6. An image forming apparatus according to claim 4, further comprising cleaning means for cleaning said charging member before corrections are made by said amount of-light correcting means and said potential correcting means.

7. An image forming apparatus according to claim 6, wherein said charging member is cleaned by said cleaning means if the temperature detected by said temperature detecting means is lower than a predetermined threshold value.

8. An image forming apparatus according to claims 4 or 6, wherein said amount-of-light correcting means and said potential correcting means make the respective corrections if the temperature detected by said temperature is lower than a predetermined threshold value.

9. An image forming apparatus according to claims 4 or 6, wherein said amount-of-image correcting means and said potential correcting means make the respective corrections if the temperature detected by said temperature detecting means is lower than a predetermined threshold value and then exceeds the threshold value.

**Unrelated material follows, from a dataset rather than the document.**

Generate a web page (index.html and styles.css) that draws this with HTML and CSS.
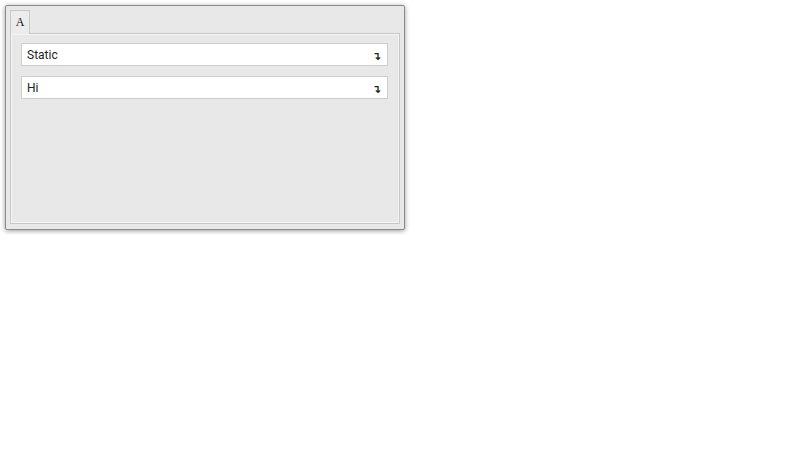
FILE: index.html
```html
<!DOCTYPE html>
<html>
<head>
<meta charset="utf-8">
<link rel="stylesheet" href="styles.css">
</head>
<body>
<div class="window">
  <div class="tabs">
    <div class="tab">A</div>
  </div>
  <div class="panel">
    <div class="select"><span>Static</span><span class="arrow">↴</span></div>
    <div class="select"><span>Hi</span><span class="arrow">↴</span></div>
  </div>
</div>
</body>
</html>
```
FILE: styles.css
```css
html, body {
  margin: 0;
  padding: 0;
  background: #fff;
}
.window {
  margin: 5px;
  box-sizing: border-box;
  width: 400px;
  height: 225px;
  border: 1px solid #8a8a8a;
  border-radius: 2px;
  background: #e8e8e8;
  box-shadow: 0 1px 5px rgba(0,0,0,0.4);
  padding: 4px 4px 5px 4px;
  display: flex;
  flex-direction: column;
}
.tabs {
  display: flex;
}
.tab {
  width: 20px;
  height: 24px;
  box-sizing: border-box;
  border: 1px solid #c8c8c8;
  border-bottom: none;
  background: #ececec;
  font-family: "Liberation Serif", serif;
  font-size: 12px;
  color: #111;
  display: flex;
  justify-content: center;
  padding-top: 4px;
  margin-bottom: -1px;
  position: relative;
  z-index: 1;
}
.panel {
  flex: 1;
  border: 1px solid #c8c8c8;
  box-shadow: inset 1px 1px 0 #f4f4f4, inset -1px -1px 0 #f4f4f4;
  padding: 9px 11px 0 10px;
  display: flex;
  flex-direction: column;
  gap: 10px;
}
.select {
  height: 23px;
  box-sizing: border-box;
  background: #fff;
  border: 1px solid #cdcdcd;
  display: flex;
  align-items: center;
  justify-content: space-between;
  padding: 0 6px 0 5px;
  font-family: Roboto, "Liberation Sans", sans-serif;
  font-size: 12px;
  color: #222;
}
.arrow {
  font-family: "DejaVu Sans", sans-serif;
  font-size: 11px;
  color: #222;
  font-weight: bold;
  padding-top: 3px;
}
```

10. An electrophotographic type of image forming apparatus comprising a photosensitive body rotatable in a predetermined direction, a charging member that charges a surface of said photosensitive body by contact with said photosensitive body, an exposure device that exposes the surface of said photosensitive body charged by said charging member to light in order to produce an electrostatic latent image, temperature detecting means for detecting temperature of said charging member, voltage correcting means for correcting a voltage to be applied to said charging member, and amount-of-light correcting means for correcting an amount of exposure light of said exposure device,

wherein, when a detection result obtained by said temperature detecting means is lower than a predetermined temperature value, said voltage correcting means first makes correction of the applied voltage under another correction rule presented by said correction rule changing means, and consecutively said amount-of-light correcting means makes correction of the amount of exposure light.